Charlie Haughey Was Not A Hypocrite

Actually, I really do not know whether he was or not, although I would not have said that pretence to virtue was one of the things that distinguished his public persona as I remember it. However, my purpose in this note is not to holistically assess the man or his life, but to focus on two episodes which are often said to illustrate his alleged hypocrisy.
The first of these was what has come to be regarded as his "infamous" broadcast soon after taking office as Taoiseach for the first time. In that, he correctly (in my view) diagnosed a national economic emergency and delivered a stirring call to action, including the phrase "we must tighten our belts". It emerged a decade or so later that he did nothing of the kind himself, and I have lost count of the number of times that this has been wheeled out as an example of Haughey's alleged hypocrisy.
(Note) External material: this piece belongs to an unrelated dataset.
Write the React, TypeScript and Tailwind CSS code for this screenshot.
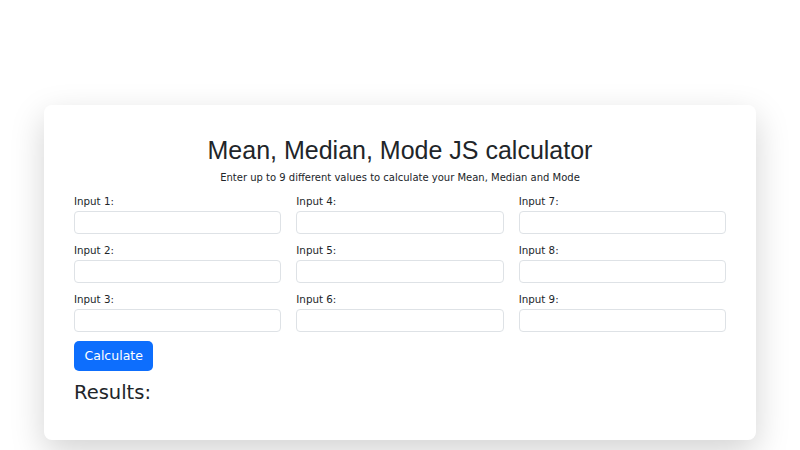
const inputs = [1, 4, 7, 2, 5, 8, 3, 6, 9];

const App = () => {
  return (
    <div className="min-h-screen bg-white pt-[105px] font-['DejaVu_Sans',sans-serif] text-[#212529]">
      <div className="mx-auto w-[712px] rounded-lg bg-white px-[30px] pt-[30px] pb-[35px] shadow-[0_12px_34px_rgba(0,0,0,0.175)]">
        <h1 className="text-center font-['Liberation_Sans',Arial,sans-serif] text-[25px] leading-[30px]">
          Mean, Median, Mode JS calculator
        </h1>
        <p className="mt-[5px] text-center text-[10px] leading-[15px]">
          Enter up to 9 different values to calculate your Mean, Median and Mode
        </p>
        <div className="mt-[9px] grid grid-cols-3 gap-x-[15px]">
          {inputs.map((n) => (
            <div key={n} className="mb-[9px] flex flex-col">
              <label htmlFor={`input-${n}`} className="text-[10.3px] leading-[15px]">
                Input {n}:
              </label>
              <input
                id={`input-${n}`}
                type="text"
                className="mt-[2px] h-[23px] rounded-[4px] border border-[#dee2e6] bg-white px-2 text-[11px] outline-none"
              />
            </div>
          ))}
        </div>
        <button className="h-[30px] rounded-[5px] bg-[#0d6efd] px-[10.5px] text-[12.5px] leading-[30px] text-white">
          Calculate
        </button>
        <h2 className="mt-[10px] text-[19.5px] leading-[24px]">Results:</h2>
      </div>
    </div>
  );
};

export default App;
Well, of course, it wasn't an attractive way to behave, and arguably he had a duty to set a good example, but hypocritical it wasn't, I suggest. (And even if it was, I would argue that it was necessary: was Haughey supposed to neglect his undoubted duty to inform and admonish the citizenry just because he had a thrift problem himself ?)
The second putative example of Haughey hypocrisy is said, by Fintan O'Toole and others, to have been his resistance to reform to Irish marriage laws and specifically his opposition to the 1986 proposal to lift the constitutional ban on divorce. This, the argument goes, was blatantly at odds with his cavalier attitude to his own marriage vows.
No, it has never made sense to me. I do not see that opposition to divorce implies a pretence to virtue in sexual matters.
Besides that, Haughey was not totally free to indulge his personal views in arriving at political positions as leader of his party. Even if he was personally in favour of removing the divorce ban - I don't know if he was - he had not only a duty to represent his party but a vital need not to be seen to betray their values for merely personal reasons.
Yes, if his conscience dictated something, he could be said to be morally obliged (i.e. on pain of hypocrisy) to pursue it, even at the cost of his position, but there is no sign that it was issue of conscience for Haughey, any more than it was for most voters on both sides of the issue.